Besner’s creative work iscreated by utilizing a mixed technique on canvas. He has a preference for oil sticks and their rich palette of colours as well as acrylic paint, structural mortar, china marker and aerosol paint. In addition to these materials, he uses his fingers to manipulate and scrape the canvas.
Besner was born in 1965 in North Lancaster, Ontario. He completed his Bachelor of Architecture at the University of Montreal in 1992. This early education allowed him to focus his thoughts on the nature of the city and its components.
The artist is entirely open to the vibrations of contemporary society which he seeks to remodel in new forms of plasticity, hovering somewhere between the figurative and the abstract. His aim is not to create an ideal or to reproduce nature, but rather to give form to the energy emanating from the metaphysics of human activity.

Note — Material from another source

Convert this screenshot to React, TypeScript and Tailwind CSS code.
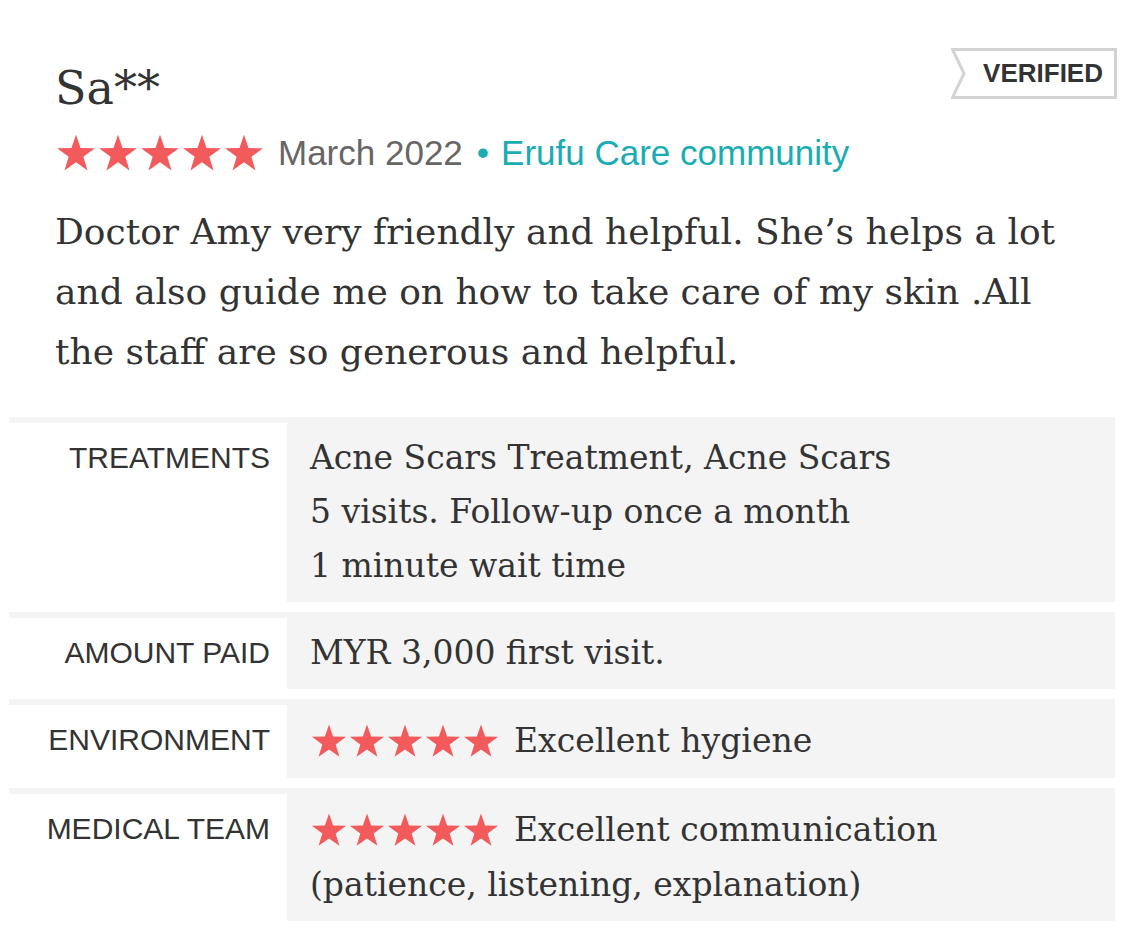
import React from 'react';

const serif = { fontFamily: '"DejaVu Serif", Georgia, serif' };
const sans = { fontFamily: '"Liberation Sans", Arial, sans-serif' };

function Stars({ size, gap }: { size: number; gap: number }) {
  return (
    <span className="inline-flex items-center shrink-0" style={{ gap }}>
      {[0, 1, 2, 3, 4].map((i) => (
        <svg key={i} width={size} height={size} viewBox="0 0 24 24">
          <polygon
            fill="#f25a5c"
            points="12,1.5 14.6,9.2 22.8,9.3 16.2,14.2 18.6,22 12,17.3 5.4,22 7.8,14.2 1.2,9.3 9.4,9.2"
          />
        </svg>
      ))}
    </span>
  );
}

function Verified() {
  return (
    <div className="relative w-[166px] h-[51px] mt-[48px] mr-[8px] flex items-center justify-end pr-[14px]">
      <svg className="absolute inset-0" width="166" height="51" viewBox="0 0 166 51">
        <polygon
          points="1.5,1.5 164.5,1.5 164.5,49.5 1.5,49.5 13,25.5"
          fill="white"
          stroke="#d4d2d4"
          strokeWidth="3"
        />
      </svg>
      <span className="relative text-[26px] font-bold text-[#333]" style={sans}>
        VERIFIED
      </span>
    </div>
  );
}

function Row({ label, children, first }: { label: string; children: React.ReactNode; first?: boolean }) {
  return (
    <div className={`flex border-t-[6px] border-[#f4f4f4] ${first ? '' : 'mt-[10px]'}`}>
      <div
        className="w-[278px] shrink-0 text-right pr-[17px] pt-2 text-[30px] leading-[54px] text-[#333] bg-white"
        style={sans}
      >
        {label}
      </div>
      <div className="flex-1 bg-[#f4f4f4] pl-[23px] pt-2 pb-[9px] text-[33px] leading-[54px] text-[#333]" style={serif}>
        {children}
      </div>
    </div>
  );
}

export default function App() {
  return (
    <div className="w-[1125px] h-[946px] bg-white overflow-hidden">
      <div className="flex items-start justify-between">
        <div className="pl-[55px] pt-[60px]">
          <div className="text-[46px] leading-[56px] text-[#333]" style={serif}>
            Sa**
          </div>
          <div className="flex items-center mt-[15px] h-[44px] gap-[13px]">
            <Stars size={42} gap={0} />
            <span className="flex items-center text-[35px] text-[#666] whitespace-nowrap" style={sans}>
              <span>March 2022</span>
              <span className="ml-[14px] text-[#19adb3]">•</span>
              <span className="ml-[12px] text-[#19adb3]">Erufu Care community</span>
            </span>
          </div>
        </div>
        <Verified />
      </div>

      <p className="pl-[55px] mt-[27px] text-[36px] leading-[60px] text-[#333]" style={serif}>
        Doctor Amy very friendly and helpful. She’s helps a lot
        <br />
        and also guide me on how to take care of my skin .All
        <br />
        the staff are so generous and helpful.
      </p>

      <div className="mt-[35px] ml-[9px] mr-[10px]">
        <Row label="TREATMENTS" first>
          <div>Acne Scars Treatment, Acne Scars</div>
          <div>5 visits. Follow-up once a month</div>
          <div>1 minute wait time</div>
        </Row>
        <Row label="AMOUNT PAID">
          <div>MYR 3,000 first visit.</div>
        </Row>
        <Row label="ENVIRONMENT">
          <div className="flex items-center gap-[14px] h-[56px]">
            <Stars size={38} gap={0} />
            <span>Excellent hygiene</span>
          </div>
        </Row>
        <Row label="MEDICAL TEAM">
          <div className="flex items-center gap-[14px] h-[56px]">
            <Stars size={38} gap={0} />
            <span>Excellent communication</span>
          </div>
          <div>(patience, listening, explanation)</div>
        </Row>
      </div>
    </div>
  );
}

The fantastic creations to which he gives birth on the canvas are a synonymous of human fragility and of the brevity of life, by which he is both awed and troubled. Besner draws on the energy from the heart of the city, with its noise and fast-paced activity, which he then modulates in his painting. The characters depicted are imbued with the same sense of dizzying movement associated with urban press. They live in the echoes and the ambiance of the city, which the artist depicts using colours, lines and motifs.
Whether his subject is human, animal or architectural, the resulting depiction is always the effect of a plasticity that emerges from the dynamic relation between the figure and space. When the subject is a person, everything is in his gaze, his mouth, his high cheekbones, broad forehead and sometimes merely in the slight angle at which the head is held. The overall facial expression is more than just a reflection of personality; it is a reflection of our contemporary world, which belongs to all of us. Postures, hairstyles, body language ― all mirror the movement initiated by the face and express the full eloquence of the work.
The emotional structure of Besner’s work expresses a renewed, richer and deeper view of life, based on line and colour. The resulting depiction is the image of a world in itself, which largely transcends the two dimensional limits of the canvas.